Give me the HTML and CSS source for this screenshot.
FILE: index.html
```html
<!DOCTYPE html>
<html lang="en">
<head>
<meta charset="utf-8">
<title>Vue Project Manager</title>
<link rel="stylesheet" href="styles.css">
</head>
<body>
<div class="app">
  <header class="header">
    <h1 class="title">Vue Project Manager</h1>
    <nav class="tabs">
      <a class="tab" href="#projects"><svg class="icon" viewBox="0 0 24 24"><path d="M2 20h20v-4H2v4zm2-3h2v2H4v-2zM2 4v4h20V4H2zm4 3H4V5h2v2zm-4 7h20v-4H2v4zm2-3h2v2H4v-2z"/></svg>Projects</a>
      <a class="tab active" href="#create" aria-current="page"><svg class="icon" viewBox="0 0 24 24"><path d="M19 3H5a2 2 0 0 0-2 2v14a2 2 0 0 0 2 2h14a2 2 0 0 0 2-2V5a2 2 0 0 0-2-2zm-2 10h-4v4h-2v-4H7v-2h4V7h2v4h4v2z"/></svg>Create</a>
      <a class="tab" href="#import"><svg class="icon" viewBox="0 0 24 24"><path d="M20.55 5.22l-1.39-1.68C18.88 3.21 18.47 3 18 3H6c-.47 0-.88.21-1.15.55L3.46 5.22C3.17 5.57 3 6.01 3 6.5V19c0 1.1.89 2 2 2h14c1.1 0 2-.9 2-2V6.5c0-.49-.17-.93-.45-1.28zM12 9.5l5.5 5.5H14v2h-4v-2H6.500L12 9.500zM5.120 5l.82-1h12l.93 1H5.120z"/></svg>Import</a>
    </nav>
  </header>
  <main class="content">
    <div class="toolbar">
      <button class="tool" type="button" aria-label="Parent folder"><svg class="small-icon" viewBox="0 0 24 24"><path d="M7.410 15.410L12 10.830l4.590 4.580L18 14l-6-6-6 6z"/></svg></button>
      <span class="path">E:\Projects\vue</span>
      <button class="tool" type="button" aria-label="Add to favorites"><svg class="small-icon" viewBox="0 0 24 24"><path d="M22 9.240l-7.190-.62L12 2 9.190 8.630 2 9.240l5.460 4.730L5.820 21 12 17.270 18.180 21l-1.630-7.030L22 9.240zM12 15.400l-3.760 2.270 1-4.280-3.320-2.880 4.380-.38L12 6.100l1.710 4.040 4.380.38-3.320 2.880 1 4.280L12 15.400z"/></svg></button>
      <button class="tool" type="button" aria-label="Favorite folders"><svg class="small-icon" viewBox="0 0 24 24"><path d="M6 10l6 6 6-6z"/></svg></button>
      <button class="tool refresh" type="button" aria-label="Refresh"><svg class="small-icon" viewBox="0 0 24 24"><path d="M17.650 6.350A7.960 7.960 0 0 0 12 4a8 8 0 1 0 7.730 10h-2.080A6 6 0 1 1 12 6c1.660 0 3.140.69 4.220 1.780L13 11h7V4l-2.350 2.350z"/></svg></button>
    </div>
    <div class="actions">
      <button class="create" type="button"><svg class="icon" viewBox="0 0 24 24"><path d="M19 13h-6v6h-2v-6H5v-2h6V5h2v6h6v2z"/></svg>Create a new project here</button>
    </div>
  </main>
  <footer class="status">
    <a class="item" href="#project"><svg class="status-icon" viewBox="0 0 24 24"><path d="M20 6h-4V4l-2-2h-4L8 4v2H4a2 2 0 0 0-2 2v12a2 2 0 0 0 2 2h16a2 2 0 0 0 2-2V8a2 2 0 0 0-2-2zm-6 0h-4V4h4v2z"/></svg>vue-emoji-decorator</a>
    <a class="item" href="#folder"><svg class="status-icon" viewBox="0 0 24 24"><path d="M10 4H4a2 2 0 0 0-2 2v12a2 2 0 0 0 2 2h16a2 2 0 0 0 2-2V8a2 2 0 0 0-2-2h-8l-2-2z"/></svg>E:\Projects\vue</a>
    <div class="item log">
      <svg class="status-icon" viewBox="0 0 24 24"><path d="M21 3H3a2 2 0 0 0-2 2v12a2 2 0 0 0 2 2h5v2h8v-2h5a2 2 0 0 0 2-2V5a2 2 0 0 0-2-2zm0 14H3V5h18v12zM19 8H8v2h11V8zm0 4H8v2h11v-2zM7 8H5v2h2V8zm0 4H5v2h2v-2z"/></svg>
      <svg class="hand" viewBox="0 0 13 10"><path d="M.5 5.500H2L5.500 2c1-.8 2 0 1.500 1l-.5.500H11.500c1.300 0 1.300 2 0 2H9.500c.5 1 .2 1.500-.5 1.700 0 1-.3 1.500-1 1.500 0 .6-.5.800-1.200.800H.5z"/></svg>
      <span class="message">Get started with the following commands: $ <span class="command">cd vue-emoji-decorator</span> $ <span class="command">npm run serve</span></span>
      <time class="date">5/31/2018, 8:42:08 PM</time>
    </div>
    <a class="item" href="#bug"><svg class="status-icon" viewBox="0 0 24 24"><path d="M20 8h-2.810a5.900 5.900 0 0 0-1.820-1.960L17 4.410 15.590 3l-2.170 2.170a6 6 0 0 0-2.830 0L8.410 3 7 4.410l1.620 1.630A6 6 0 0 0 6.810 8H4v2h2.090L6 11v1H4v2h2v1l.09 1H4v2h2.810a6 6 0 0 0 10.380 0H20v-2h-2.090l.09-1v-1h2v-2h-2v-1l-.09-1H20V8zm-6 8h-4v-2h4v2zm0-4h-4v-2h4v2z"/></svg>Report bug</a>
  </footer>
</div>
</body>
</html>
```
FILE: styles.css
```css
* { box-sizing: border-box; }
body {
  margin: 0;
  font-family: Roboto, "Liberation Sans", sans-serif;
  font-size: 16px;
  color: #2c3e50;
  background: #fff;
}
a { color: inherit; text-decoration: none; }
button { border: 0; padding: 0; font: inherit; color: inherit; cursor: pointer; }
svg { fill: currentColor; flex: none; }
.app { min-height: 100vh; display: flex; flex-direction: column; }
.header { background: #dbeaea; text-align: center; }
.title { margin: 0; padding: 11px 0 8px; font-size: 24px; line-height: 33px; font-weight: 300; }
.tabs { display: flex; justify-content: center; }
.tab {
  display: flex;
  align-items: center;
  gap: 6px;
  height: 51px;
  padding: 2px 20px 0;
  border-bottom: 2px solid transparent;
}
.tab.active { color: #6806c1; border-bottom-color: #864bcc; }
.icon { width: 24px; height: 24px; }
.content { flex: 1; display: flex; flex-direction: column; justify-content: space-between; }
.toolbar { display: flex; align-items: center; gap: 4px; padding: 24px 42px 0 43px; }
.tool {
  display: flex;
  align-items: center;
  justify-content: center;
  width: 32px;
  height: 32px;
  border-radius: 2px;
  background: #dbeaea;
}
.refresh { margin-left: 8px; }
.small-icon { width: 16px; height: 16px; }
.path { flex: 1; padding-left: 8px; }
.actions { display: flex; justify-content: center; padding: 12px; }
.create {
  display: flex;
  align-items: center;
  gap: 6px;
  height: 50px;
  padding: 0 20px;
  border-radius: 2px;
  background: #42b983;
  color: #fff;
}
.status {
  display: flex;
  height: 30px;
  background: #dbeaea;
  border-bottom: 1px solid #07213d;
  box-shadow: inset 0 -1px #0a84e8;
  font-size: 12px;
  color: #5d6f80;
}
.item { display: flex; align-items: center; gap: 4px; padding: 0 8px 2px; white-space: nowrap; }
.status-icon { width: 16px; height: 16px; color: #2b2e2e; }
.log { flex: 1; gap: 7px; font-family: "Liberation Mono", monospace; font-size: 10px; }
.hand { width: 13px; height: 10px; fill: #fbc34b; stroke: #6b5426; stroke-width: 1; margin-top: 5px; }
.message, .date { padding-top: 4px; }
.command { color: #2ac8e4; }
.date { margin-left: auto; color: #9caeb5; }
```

• Task prompt: Output the full listing exactly as it stands.

• Answer to the problem:
Give me the HTML and CSS source for this screenshot.
FILE: index.html
```html
<!DOCTYPE html>
<html lang="en">
<head>
<meta charset="utf-8">
<title>Vue Project Manager</title>
<link rel="stylesheet" href="styles.css">
</head>
<body>
<div class="app">
  <header class="header">
    <h1 class="title">Vue Project Manager</h1>
    <nav class="tabs">
      <a class="tab" href="#projects"><svg class="icon" viewBox="0 0 24 24"><path d="M2 20h20v-4H2v4zm2-3h2v2H4v-2zM2 4v4h20V4H2zm4 3H4V5h2v2zm-4 7h20v-4H2v4zm2-3h2v2H4v-2z"/></svg>Projects</a>
      <a class="tab active" href="#create" aria-current="page"><svg class="icon" viewBox="0 0 24 24"><path d="M19 3H5a2 2 0 0 0-2 2v14a2 2 0 0 0 2 2h14a2 2 0 0 0 2-2V5a2 2 0 0 0-2-2zm-2 10h-4v4h-2v-4H7v-2h4V7h2v4h4v2z"/></svg>Create</a>
      <a class="tab" href="#import"><svg class="icon" viewBox="0 0 24 24"><path d="M20.55 5.22l-1.39-1.68C18.88 3.21 18.47 3 18 3H6c-.47 0-.88.21-1.15.55L3.46 5.22C3.17 5.57 3 6.01 3 6.5V19c0 1.1.89 2 2 2h14c1.1 0 2-.9 2-2V6.5c0-.49-.17-.93-.45-1.28zM12 9.5l5.5 5.5H14v2h-4v-2H6.500L12 9.500zM5.120 5l.82-1h12l.93 1H5.120z"/></svg>Import</a>
    </nav>
  </header>
  <main class="content">
    <div class="toolbar">
      <button class="tool" type="button" aria-label="Parent folder"><svg class="small-icon" viewBox="0 0 24 24"><path d="M7.410 15.410L12 10.830l4.590 4.580L18 14l-6-6-6 6z"/></svg></button>
      <span class="path">E:\Projects\vue</span>
      <button class="tool" type="button" aria-label="Add to favorites"><svg class="small-icon" viewBox="0 0 24 24"><path d="M22 9.240l-7.190-.62L12 2 9.190 8.630 2 9.240l5.460 4.730L5.820 21 12 17.270 18.180 21l-1.630-7.030L22 9.240zM12 15.400l-3.760 2.270 1-4.280-3.320-2.880 4.380-.38L12 6.100l1.710 4.040 4.380.38-3.320 2.880 1 4.280L12 15.400z"/></svg></button>
      <button class="tool" type="button" aria-label="Favorite folders"><svg class="small-icon" viewBox="0 0 24 24"><path d="M6 10l6 6 6-6z"/></svg></button>
      <button class="tool refresh" type="button" aria-label="Refresh"><svg class="small-icon" viewBox="0 0 24 24"><path d="M17.650 6.350A7.960 7.960 0 0 0 12 4a8 8 0 1 0 7.730 10h-2.080A6 6 0 1 1 12 6c1.660 0 3.140.69 4.220 1.780L13 11h7V4l-2.350 2.350z"/></svg></button>
    </div>
    <div class="actions">
      <button class="create" type="button"><svg class="icon" viewBox="0 0 24 24"><path d="M19 13h-6v6h-2v-6H5v-2h6V5h2v6h6v2z"/></svg>Create a new project here</button>
    </div>
  </main>
  <footer class="status">
    <a class="item" href="#project"><svg class="status-icon" viewBox="0 0 24 24"><path d="M20 6h-4V4l-2-2h-4L8 4v2H4a2 2 0 0 0-2 2v12a2 2 0 0 0 2 2h16a2 2 0 0 0 2-2V8a2 2 0 0 0-2-2zm-6 0h-4V4h4v2z"/></svg>vue-emoji-decorator</a>
    <a class="item" href="#folder"><svg class="status-icon" viewBox="0 0 24 24"><path d="M10 4H4a2 2 0 0 0-2 2v12a2 2 0 0 0 2 2h16a2 2 0 0 0 2-2V8a2 2 0 0 0-2-2h-8l-2-2z"/></svg>E:\Projects\vue</a>
    <div class="item log">
      <svg class="status-icon" viewBox="0 0 24 24"><path d="M21 3H3a2 2 0 0 0-2 2v12a2 2 0 0 0 2 2h5v2h8v-2h5a2 2 0 0 0 2-2V5a2 2 0 0 0-2-2zm0 14H3V5h18v12zM19 8H8v2h11V8zm0 4H8v2h11v-2zM7 8H5v2h2V8zm0 4H5v2h2v-2z"/></svg>
      <svg class="hand" viewBox="0 0 13 10"><path d="M.5 5.500H2L5.500 2c1-.8 2 0 1.500 1l-.5.500H11.500c1.300 0 1.300 2 0 2H9.500c.5 1 .2 1.500-.5 1.700 0 1-.3 1.500-1 1.500 0 .6-.5.800-1.200.800H.5z"/></svg>
      <span class="message">Get started with the following commands: $ <span class="command">cd vue-emoji-decorator</span> $ <span class="command">npm run serve</span></span>
      <time class="date">5/31/2018, 8:42:08 PM</time>
    </div>
    <a class="item" href="#bug"><svg class="status-icon" viewBox="0 0 24 24"><path d="M20 8h-2.810a5.900 5.900 0 0 0-1.820-1.960L17 4.410 15.590 3l-2.170 2.170a6 6 0 0 0-2.830 0L8.410 3 7 4.410l1.620 1.630A6 6 0 0 0 6.810 8H4v2h2.090L6 11v1H4v2h2v1l.09 1H4v2h2.810a6 6 0 0 0 10.380 0H20v-2h-2.090l.09-1v-1h2v-2h-2v-1l-.09-1H20V8zm-6 8h-4v-2h4v2zm0-4h-4v-2h4v2z"/></svg>Report bug</a>
  </footer>
</div>
</body>
</html>
```
FILE: styles.css
```css
* { box-sizing: border-box; }
body {
  margin: 0;
  font-family: Roboto, "Liberation Sans", sans-serif;
  font-size: 16px;
  color: #2c3e50;
  background: #fff;
}
a { color: inherit; text-decoration: none; }
button { border: 0; padding: 0; font: inherit; color: inherit; cursor: pointer; }
svg { fill: currentColor; flex: none; }
.app { min-height: 100vh; display: flex; flex-direction: column; }
.header { background: #dbeaea; text-align: center; }
.title { margin: 0; padding: 11px 0 8px; font-size: 24px; line-height: 33px; font-weight: 300; }
.tabs { display: flex; justify-content: center; }
.tab {
  display: flex;
  align-items: center;
  gap: 6px;
  height: 51px;
  padding: 2px 20px 0;
  border-bottom: 2px solid transparent;
}
.tab.active { color: #6806c1; border-bottom-color: #864bcc; }
.icon { width: 24px; height: 24px; }
.content { flex: 1; display: flex; flex-direction: column; justify-content: space-between; }
.toolbar { display: flex; align-items: center; gap: 4px; padding: 24px 42px 0 43px; }
.tool {
  display: flex;
  align-items: center;
  justify-content: center;
  width: 32px;
  height: 32px;
  border-radius: 2px;
  background: #dbeaea;
}
.refresh { margin-left: 8px; }
.small-icon { width: 16px; height: 16px; }
.path { flex: 1; padding-left: 8px; }
.actions { display: flex; justify-content: center; padding: 12px; }
.create {
  display: flex;
  align-items: center;
  gap: 6px;
  height: 50px;
  padding: 0 20px;
  border-radius: 2px;
  background: #42b983;
  color: #fff;
}
.status {
  display: flex;
  height: 30px;
  background: #dbeaea;
  border-bottom: 1px solid #07213d;
  box-shadow: inset 0 -1px #0a84e8;
  font-size: 12px;
  color: #5d6f80;
}
.item { display: flex; align-items: center; gap: 4px; padding: 0 8px 2px; white-space: nowrap; }
.status-icon { width: 16px; height: 16px; color: #2b2e2e; }
.log { flex: 1; gap: 7px; font-family: "Liberation Mono", monospace; font-size: 10px; }
.hand { width: 13px; height: 10px; fill: #fbc34b; stroke: #6b5426; stroke-width: 1; margin-top: 5px; }
.message, .date { padding-top: 4px; }
.command { color: #2ac8e4; }
.date { margin-left: auto; color: #9caeb5; }
```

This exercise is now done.